CFO Dive: It’s been said you’re good at pointing out patterns. Is that one of your strengths?
Richard Galanti: Usually from an investor relations public company standpoint it’s the CEO who is the one on the phone and the CFO is providing more of the financial stuff and the CEO is talking about direction or whatever else. Here, from Jim to Craig [Jelinek] and now Ron [Vachris] generally speaking they’ve said, ‘you go do that, I’m running the company.’ I’ve done it with consistency, transparency and straightforwardness and not over-promising. I’ve always tried to not just regurgitate the numbers but give them trends. While we don’t provide any forward looking statements, we won’t do that, we try to respond to the likely questions we’re going to get.
CFO Dive: You said you would hold the soda and hot dog combo at its $1.50 price potentially “forever” to emphasize value. Given that you’ve said you don’t like to over-promise, can you stick with that?
Richard Galanti: Look, that’s certainly our goal. We went out years ago and built a hot dog plant that makes two items, the big hot dog that we sell one at a time and then 12-packs or 10-packs of a smaller size for families. That’s a plant that makes 300 million hot dogs a year and we did that to take a few cents of the cost out by doing it ourselves in such huge efficient volumes and to try to keep that price lower. It’s become part of our folklore, both of those items you mentioned [the hot dog combo and the $4.99 rotisserie chicken]. In terms of changing prices those will be two things that would be last on the list and I don’t see it happening in the near-term.
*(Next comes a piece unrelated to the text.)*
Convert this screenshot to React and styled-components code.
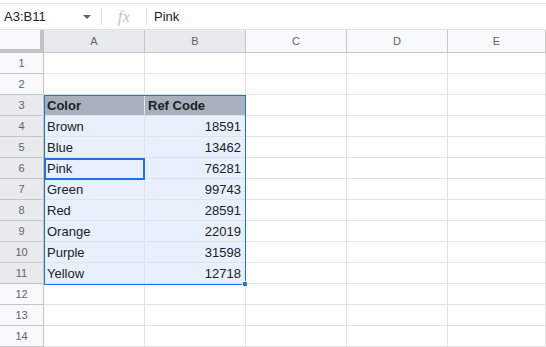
import React from "react";
import styled, { createGlobalStyle } from "styled-components";

const GlobalStyle = createGlobalStyle`
  html, body {
    margin: 0;
    padding: 0;
    background: #fff;
    font-family: "Liberation Sans", Arial, sans-serif;
  }
`;

const Page = styled.div`
  width: 546px;
  height: 347px;
  overflow: hidden;
  padding-top: 3px;
  box-sizing: border-box;
`;

const FormulaBar = styled.div`
  display: flex;
  align-items: center;
  height: 25px;
  border-top: 1px solid #e0e0e0;
  border-bottom: 1px solid #e0e0e0;
  color: #202124;
  font-size: 13px;
`;

const NameBox = styled.div`
  width: 102px;
  box-sizing: border-box;
  display: flex;
  align-items: center;
  justify-content: space-between;
  padding: 0 10px 0 4px;
  border-right: 1px solid #e0e0e0;
  height: 17px;
`;

const Caret = styled.span`
  width: 0;
  height: 0;
  border-left: 4px solid transparent;
  border-right: 4px solid transparent;
  border-top: 4px solid #5f6368;
`;

const Fx = styled.div`
  width: 44px;
  height: 17px;
  display: flex;
  align-items: center;
  justify-content: center;
  border-right: 1px solid #e0e0e0;
  font-family: "Liberation Serif", "Times New Roman", serif;
  font-style: italic;
  font-size: 17px;
  color: #c4c7c5;
`;

const FormulaText = styled.div`
  padding-left: 7px;
`;

const Grid = styled.div`
  position: relative;
  display: grid;
  grid-template-columns: 44px repeat(4, 101px) 1fr;
  grid-auto-rows: 21px;
  grid-template-rows: 23px;
`;

const Corner = styled.div`
  background: #f8f9fa;
  border-right: 4px solid #c0c4c9;
  border-bottom: 4px solid #c0c4c9;
  box-sizing: border-box;
`;

const ColHead = styled.div`
  display: flex;
  align-items: center;
  justify-content: center;
  font-size: 11px;
  color: #5f6368;
  background: ${p => (p.$sel ? "#e8eaed" : "#f8f9fa")};
  border-right: 1px solid #c4c7c5;
  border-bottom: 1px solid #c4c7c5;
  box-sizing: border-box;
`;

const RowHead = styled.div`
  display: flex;
  align-items: center;
  justify-content: center;
  font-size: 11px;
  color: #5f6368;
  background: ${p => (p.$sel ? "#e8eaed" : "#f8f9fa")};
  border-right: 1px solid #c4c7c5;
  border-bottom: 1px solid #c4c7c5;
  box-sizing: border-box;
`;

const Cell = styled.div`
  display: flex;
  align-items: center;
  justify-content: ${p => (p.$num ? "flex-end" : "flex-start")};
  padding: 0 4px 0 3px;
  font-size: 13px;
  font-weight: ${p => (p.$head ? 700 : 400)};
  color: #202124;
  background: ${p => (p.$head ? "#a8b0bc" : p.$sel ? "#e8f0fe" : "#fff")};
  border-right: 1px solid #e2e3e3;
  border-bottom: 1px solid #e2e3e3;
  box-sizing: border-box;
  white-space: nowrap;
  overflow: hidden;
`;

const Selection = styled.div`
  position: absolute;
  left: 44px;
  top: 65px;
  width: 202px;
  height: 190px;
  border: 1px solid #1a73e8;
  box-sizing: border-box;
  pointer-events: none;
`;

const ActiveCell = styled.div`
  position: absolute;
  left: 44px;
  top: 128px;
  width: 101px;
  height: 22px;
  border: 2px solid #1a73e8;
  box-sizing: border-box;
  pointer-events: none;
`;

const FillHandle = styled.div`
  position: absolute;
  left: 242px;
  top: 251px;
  width: 6px;
  height: 6px;
  background: #1a73e8;
  border: 1px solid #fff;
  box-sizing: border-box;
`;

const columns = ["A", "B", "C", "D", "E"];

const data = {
  3: ["Color", "Ref Code"],
  4: ["Brown", 18591],
  5: ["Blue", 13462],
  6: ["Pink", 76281],
  7: ["Green", 99743],
  8: ["Red", 28591],
  9: ["Orange", 22019],
  10: ["Purple", 31598],
  11: ["Yellow", 12718],
};

export default function App() {
  const rows = Array.from({ length: 14 }, (_, i) => i + 1);

  return (
    <Page>
      <GlobalStyle />
      <FormulaBar>
        <NameBox>
          A3:B11
          <Caret />
        </NameBox>
        <Fx>fx</Fx>
        <FormulaText>Pink</FormulaText>
      </FormulaBar>

      <Grid>
        <Corner />
        {columns.map((c, i) => (
          <ColHead key={c} $sel={i < 2}>{c}</ColHead>
        ))}

        {rows.map(r => {
          const sel = r >= 3 && r <= 11;
          const vals = data[r] || [];
          return (
            <React.Fragment key={r}>
              <RowHead $sel={sel}>{r}</RowHead>
              {columns.map((c, i) => {
                const v = i < 2 ? vals[i] : undefined;
                return (
                  <Cell
                    key={c}
                    $sel={sel && i < 2}
                    $head={r === 3 && i < 2}
                    $num={typeof v === "number"}
                  >
                    {v}
                  </Cell>
                );
              })}
            </React.Fragment>
          );
        })}

        <Selection />
        <ActiveCell />
        <FillHandle />
      </Grid>
    </Page>
  );
}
CFO Dive: How involved are you in pushing efforts [such as keeping health care benefits costs down for employees]?
Richard Galanti: We’re all involved in pushing it because we understand the goals of the company and this operating framework we’ve talked about from the beginning here. I think part of my job is, I’ve been a good communicator, particularly when Wall Street says, ‘why don’t you charge more for that item.’ Because that’s not how we do things, we try to figure out other ways to do things. It gets back to that discipline. Now, one can only be so noble. If you’re not rewarding the shareholder, none of this matters because you’re not going to be around to manage the company.